Летом я окончил курсы братьев милосердия и уезжал в действующую армию. Я должен был разыскать часть передового санитарно-транспортного отряда имени принцессы Саксен-Альтенбургской. Большая часть отряда попала в плен, остальная бродила где-то в Литве.
Мы отправились с Грином на Александровский рынок. Мне надо было купить форму, запастись шашкой. На Александровском рынке можно было купить все, — чего только здесь не продавали! Ходили недолго, вскоре нашли шинель по мне и приобрели шашку. С покупками мы вернулись в наши «меблирашки» и начали деятельно готовиться к отъезду. Провожал меня Грин с Варшавского вокзала. Мы расстались на два года.
В Петроград я вернулся уже в семнадцатом году. Встречи наши были короткими. Хорошо помню наши разговоры. Все мы жили тревогами и надеждами тех дней. Петроград жил беспокойной жизнью. Люди ждали событий, конца продолжавшейся войны. Грин скупо рассказывал, что пришел в Петроград из Финляндии.
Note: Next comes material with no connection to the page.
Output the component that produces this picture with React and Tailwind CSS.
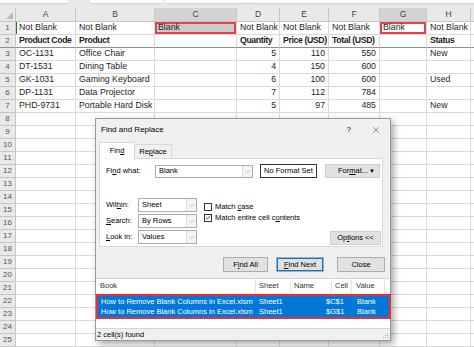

Лицо его еще больше осунулось — уже сильно сказывалась нехватка продовольствия. Но он живо ко всему присматривался, прислушивался. В Таврическом дворце бесперебойно шли многолюдные собрания. На Невском то и дело шагали колонны демонстрантов. Выходили бесчисленные газеты и журналы, бесконечные речи произносил адвокат Керенский. В Зимнем дворце заседало Временное правительство. Городская и деревенская Россия жила в тревоге и беспокойстве. Я перевелся в Балтийский флот и почти безвыездно жил в Петрограде. Потом уехал в деревню. Там я получил коротенькое письмо от Грина. Он собирался приехать, но так почему-то и не приехал. Вновь мы расстались на много лет.
Встретились в Москве в 1924 году на Тверском бульваре в Доме Герцена, где тогда было устроено что-то вроде писательского общежития. Там жили Пришвин, Сергей Клычков, Петр Орешин и другие писатели. Нас с Грином поселили в одной комнате. Он стал еще молчаливее, суше, иногда горько острил. Помню, как меня обокрали — украли пальто, и как мрачно шутил Грин над моей бедой. Лидия Сейфуллина подарила мне простой мужицкий полушубок, в нем я и ходил. Грин изменился. В его рассказах почти совершенно исчез мрачный колорит, они стали лаконичнее, и в них появилась мудрая, чуть грустная усмешка, появился лиризм.
Нашу последнюю встречу я помню плохо. Грин был вторично женат на молодой интересной женщине. Но был чем-то озабочен, встревожен, по-видимому много писал. Это было в том же 1924 году, но уже не в Доме Герцена, а в другом месте. Встреча эта была последней.
Как часто бывает в судьбах наших писателей, широкая известность пришла к Грину поздно, уже после смерти. Признанию немало способствовала его повесть-феерия «Алые паруса», написанная в начале двадцатых годов.
Последние годы Грин жил в Крыму, который ещё в начале века манил к себе русских писателей показной экзотичностью, декоративной красивостью морских и горных пейзажей.
Имя Александра Грина хорошо известно советским читателям. Но в нем и сейчас нередко видят фантаста, мечтателя, уводящего читателей в неведомые, экзотические страны. Легенды о Грине живучи. Между тем он был мечтателем и писал книги о мечтателях потому, что хотел людям много добра, солнца и счастья.